_PROBLEM DETAILS_
Without the pictures, repeat the listing character for character.

_INFORMATION SUPPLIED_
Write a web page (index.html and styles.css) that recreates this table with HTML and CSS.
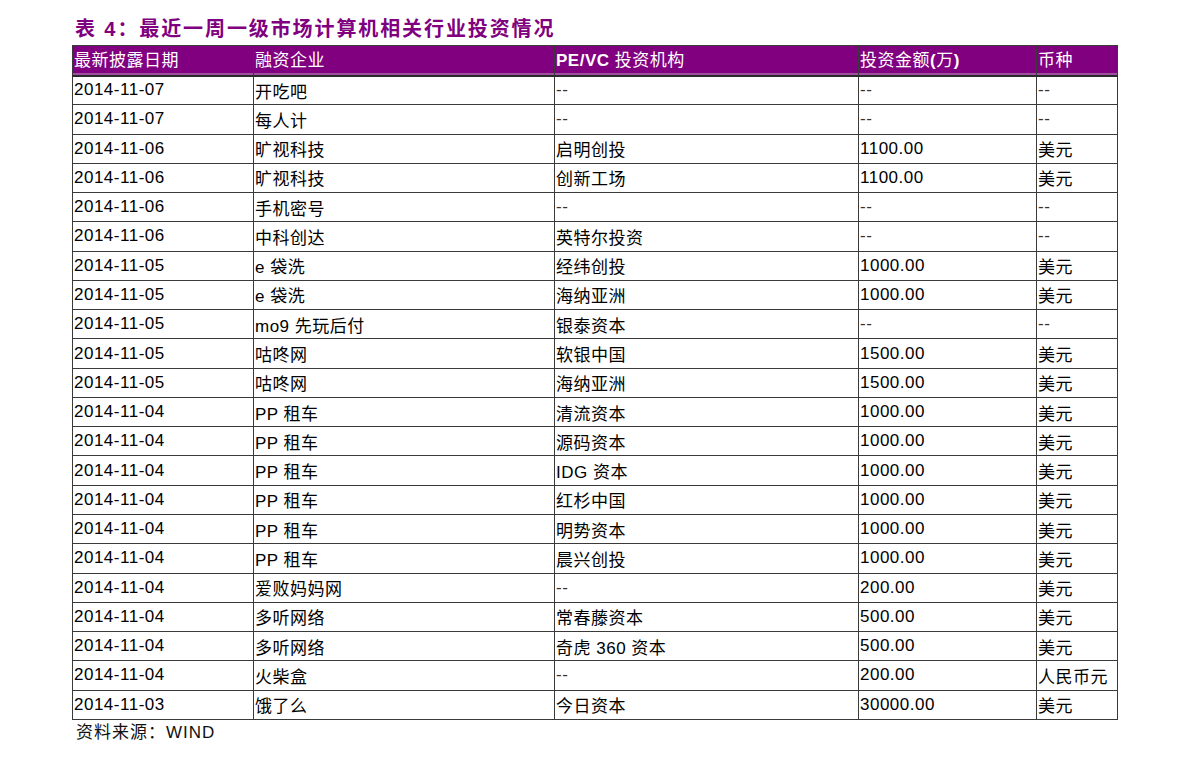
FILE: index.html
```html
<!DOCTYPE html>
<html lang="zh-CN">
<head>
<meta charset="utf-8">
<title>表4</title>
<link rel="stylesheet" href="styles.css">
</head>
<body>
<div class="page">
  <h1 class="title">表 4：最近一周一级市场计算机相关行业投资情况</h1>
  <table class="deals">
    <colgroup>
      <col class="c1"><col class="c2"><col class="c3"><col class="c4"><col class="c5">
    </colgroup>
    <thead>
      <tr><th>最新披露日期</th><th>融资企业</th><th><span class="b">PE/VC</span> 投资机构</th><th>投资金额<span class="b">(</span>万<span class="b">)</span></th><th>币种</th></tr>
    </thead>
    <tbody>
      <tr><td>2014-11-07</td><td>开吃吧</td><td class="dash">--</td><td class="dash">--</td><td class="dash">--</td></tr>
      <tr><td>2014-11-07</td><td>每人计</td><td class="dash">--</td><td class="dash">--</td><td class="dash">--</td></tr>
      <tr><td>2014-11-06</td><td>旷视科技</td><td>启明创投</td><td>1100.00</td><td>美元</td></tr>
      <tr><td>2014-11-06</td><td>旷视科技</td><td>创新工场</td><td>1100.00</td><td>美元</td></tr>
      <tr><td>2014-11-06</td><td>手机密号</td><td class="dash">--</td><td class="dash">--</td><td class="dash">--</td></tr>
      <tr><td>2014-11-06</td><td>中科创达</td><td>英特尔投资</td><td class="dash">--</td><td class="dash">--</td></tr>
      <tr><td>2014-11-05</td><td>e 袋洗</td><td>经纬创投</td><td>1000.00</td><td>美元</td></tr>
      <tr><td>2014-11-05</td><td>e 袋洗</td><td>海纳亚洲</td><td>1000.00</td><td>美元</td></tr>
      <tr><td>2014-11-05</td><td>mo9 先玩后付</td><td>银泰资本</td><td class="dash">--</td><td class="dash">--</td></tr>
      <tr><td>2014-11-05</td><td>咕咚网</td><td>软银中国</td><td>1500.00</td><td>美元</td></tr>
      <tr><td>2014-11-05</td><td>咕咚网</td><td>海纳亚洲</td><td>1500.00</td><td>美元</td></tr>
      <tr><td>2014-11-04</td><td>PP 租车</td><td>清流资本</td><td>1000.00</td><td>美元</td></tr>
      <tr><td>2014-11-04</td><td>PP 租车</td><td>源码资本</td><td>1000.00</td><td>美元</td></tr>
      <tr><td>2014-11-04</td><td>PP 租车</td><td>IDG 资本</td><td>1000.00</td><td>美元</td></tr>
      <tr><td>2014-11-04</td><td>PP 租车</td><td>红杉中国</td><td>1000.00</td><td>美元</td></tr>
      <tr><td>2014-11-04</td><td>PP 租车</td><td>明势资本</td><td>1000.00</td><td>美元</td></tr>
      <tr><td>2014-11-04</td><td>PP 租车</td><td>晨兴创投</td><td>1000.00</td><td>美元</td></tr>
      <tr><td>2014-11-04</td><td>爱败妈妈网</td><td class="dash">--</td><td>200.00</td><td>美元</td></tr>
      <tr><td>2014-11-04</td><td>多听网络</td><td>常春藤资本</td><td>500.00</td><td>美元</td></tr>
      <tr><td>2014-11-04</td><td>多听网络</td><td>奇虎 360 资本</td><td>500.00</td><td>美元</td></tr>
      <tr><td>2014-11-04</td><td>火柴盒</td><td class="dash">--</td><td>200.00</td><td>人民币元</td></tr>
      <tr><td>2014-11-03</td><td>饿了么</td><td>今日资本</td><td>30000.00</td><td>美元</td></tr>
    </tbody>
  </table>
  <p class="source">资料来源：WIND</p>
</div>
</body>
</html>
```
FILE: styles.css
```css
html, body {
  margin: 0;
  padding: 0;
  background: #ffffff;
}

body {
  font-family: "Liberation Sans", "Noto Sans CJK SC", sans-serif;
  color: #000000;
}

.page {
  padding: 17px 0 0 72px;
  width: 1045px;
}

.title {
  margin: 0 0 4px 3px;
  font-size: 20px;
  line-height: 24px;
  font-weight: bold;
  color: #800080;
  letter-spacing: 1.9px;
}

.deals {
  border-collapse: collapse;
  table-layout: fixed;
  width: 1045px;
  font-size: 17px;
}

.c1 { width: 181px; }
.c2 { width: 301px; }
.c3 { width: 304px; }
.c4 { width: 178px; }
.c5 { width: 81px; }

.deals th,
.deals td {
  border: 1.5px solid #3a3a3a;
  padding: 0 0 0 1px;
  text-align: left;
  vertical-align: middle;
  white-space: nowrap;
  overflow: hidden;
  letter-spacing: 0.5px;
}

.deals thead tr {
  height: 30px;
}

.deals th {
  background: #800080;
  color: #ffffff;
  font-weight: normal;
  font-size: 17px;
  padding-bottom: 3px;
  border-bottom: 2px solid #2a2a2a;
  box-shadow: inset 0 -2px 0 #a050a0;
}

.deals th .b {
  font-weight: bold;
}

.deals tbody tr {
  height: 29.27px;
}

.deals td {
  font-size: 17px;
}

.deals td.dash {
  color: #333333;
}

.source {
  margin: 1px 0 0 4px;
  font-size: 17px;
  line-height: 24px;
  letter-spacing: 1px;
  color: #111111;
}
```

_SOLVED EXERCISE_
Write a web page (index.html and styles.css) that recreates this table with HTML and CSS.
FILE: index.html
```html
<!DOCTYPE html>
<html lang="zh-CN">
<head>
<meta charset="utf-8">
<title>表4</title>
<link rel="stylesheet" href="styles.css">
</head>
<body>
<div class="page">
  <h1 class="title">表 4：最近一周一级市场计算机相关行业投资情况</h1>
  <table class="deals">
    <colgroup>
      <col class="c1"><col class="c2"><col class="c3"><col class="c4"><col class="c5">
    </colgroup>
    <thead>
      <tr><th>最新披露日期</th><th>融资企业</th><th><span class="b">PE/VC</span> 投资机构</th><th>投资金额<span class="b">(</span>万<span class="b">)</span></th><th>币种</th></tr>
    </thead>
    <tbody>
      <tr><td>2014-11-07</td><td>开吃吧</td><td class="dash">--</td><td class="dash">--</td><td class="dash">--</td></tr>
      <tr><td>2014-11-07</td><td>每人计</td><td class="dash">--</td><td class="dash">--</td><td class="dash">--</td></tr>
      <tr><td>2014-11-06</td><td>旷视科技</td><td>启明创投</td><td>1100.00</td><td>美元</td></tr>
      <tr><td>2014-11-06</td><td>旷视科技</td><td>创新工场</td><td>1100.00</td><td>美元</td></tr>
      <tr><td>2014-11-06</td><td>手机密号</td><td class="dash">--</td><td class="dash">--</td><td class="dash">--</td></tr>
      <tr><td>2014-11-06</td><td>中科创达</td><td>英特尔投资</td><td class="dash">--</td><td class="dash">--</td></tr>
      <tr><td>2014-11-05</td><td>e 袋洗</td><td>经纬创投</td><td>1000.00</td><td>美元</td></tr>
      <tr><td>2014-11-05</td><td>e 袋洗</td><td>海纳亚洲</td><td>1000.00</td><td>美元</td></tr>
      <tr><td>2014-11-05</td><td>mo9 先玩后付</td><td>银泰资本</td><td class="dash">--</td><td class="dash">--</td></tr>
      <tr><td>2014-11-05</td><td>咕咚网</td><td>软银中国</td><td>1500.00</td><td>美元</td></tr>
      <tr><td>2014-11-05</td><td>咕咚网</td><td>海纳亚洲</td><td>1500.00</td><td>美元</td></tr>
      <tr><td>2014-11-04</td><td>PP 租车</td><td>清流资本</td><td>1000.00</td><td>美元</td></tr>
      <tr><td>2014-11-04</td><td>PP 租车</td><td>源码资本</td><td>1000.00</td><td>美元</td></tr>
      <tr><td>2014-11-04</td><td>PP 租车</td><td>IDG 资本</td><td>1000.00</td><td>美元</td></tr>
      <tr><td>2014-11-04</td><td>PP 租车</td><td>红杉中国</td><td>1000.00</td><td>美元</td></tr>
      <tr><td>2014-11-04</td><td>PP 租车</td><td>明势资本</td><td>1000.00</td><td>美元</td></tr>
      <tr><td>2014-11-04</td><td>PP 租车</td><td>晨兴创投</td><td>1000.00</td><td>美元</td></tr>
      <tr><td>2014-11-04</td><td>爱败妈妈网</td><td class="dash">--</td><td>200.00</td><td>美元</td></tr>
      <tr><td>2014-11-04</td><td>多听网络</td><td>常春藤资本</td><td>500.00</td><td>美元</td></tr>
      <tr><td>2014-11-04</td><td>多听网络</td><td>奇虎 360 资本</td><td>500.00</td><td>美元</td></tr>
      <tr><td>2014-11-04</td><td>火柴盒</td><td class="dash">--</td><td>200.00</td><td>人民币元</td></tr>
      <tr><td>2014-11-03</td><td>饿了么</td><td>今日资本</td><td>30000.00</td><td>美元</td></tr>
    </tbody>
  </table>
  <p class="source">资料来源：WIND</p>
</div>
</body>
</html>
```
FILE: styles.css
```css
html, body {
  margin: 0;
  padding: 0;
  background: #ffffff;
}

body {
  font-family: "Liberation Sans", "Noto Sans CJK SC", sans-serif;
  color: #000000;
}

.page {
  padding: 17px 0 0 72px;
  width: 1045px;
}

.title {
  margin: 0 0 4px 3px;
  font-size: 20px;
  line-height: 24px;
  font-weight: bold;
  color: #800080;
  letter-spacing: 1.9px;
}

.deals {
  border-collapse: collapse;
  table-layout: fixed;
  width: 1045px;
  font-size: 17px;
}

.c1 { width: 181px; }
.c2 { width: 301px; }
.c3 { width: 304px; }
.c4 { width: 178px; }
.c5 { width: 81px; }

.deals th,
.deals td {
  border: 1.5px solid #3a3a3a;
  padding: 0 0 0 1px;
  text-align: left;
  vertical-align: middle;
  white-space: nowrap;
  overflow: hidden;
  letter-spacing: 0.5px;
}

.deals thead tr {
  height: 30px;
}

.deals th {
  background: #800080;
  color: #ffffff;
  font-weight: normal;
  font-size: 17px;
  padding-bottom: 3px;
  border-bottom: 2px solid #2a2a2a;
  box-shadow: inset 0 -2px 0 #a050a0;
}

.deals th .b {
  font-weight: bold;
}

.deals tbody tr {
  height: 29.27px;
}

.deals td {
  font-size: 17px;
}

.deals td.dash {
  color: #333333;
}

.source {
  margin: 1px 0 0 4px;
  font-size: 17px;
  line-height: 24px;
  letter-spacing: 1px;
  color: #111111;
}
```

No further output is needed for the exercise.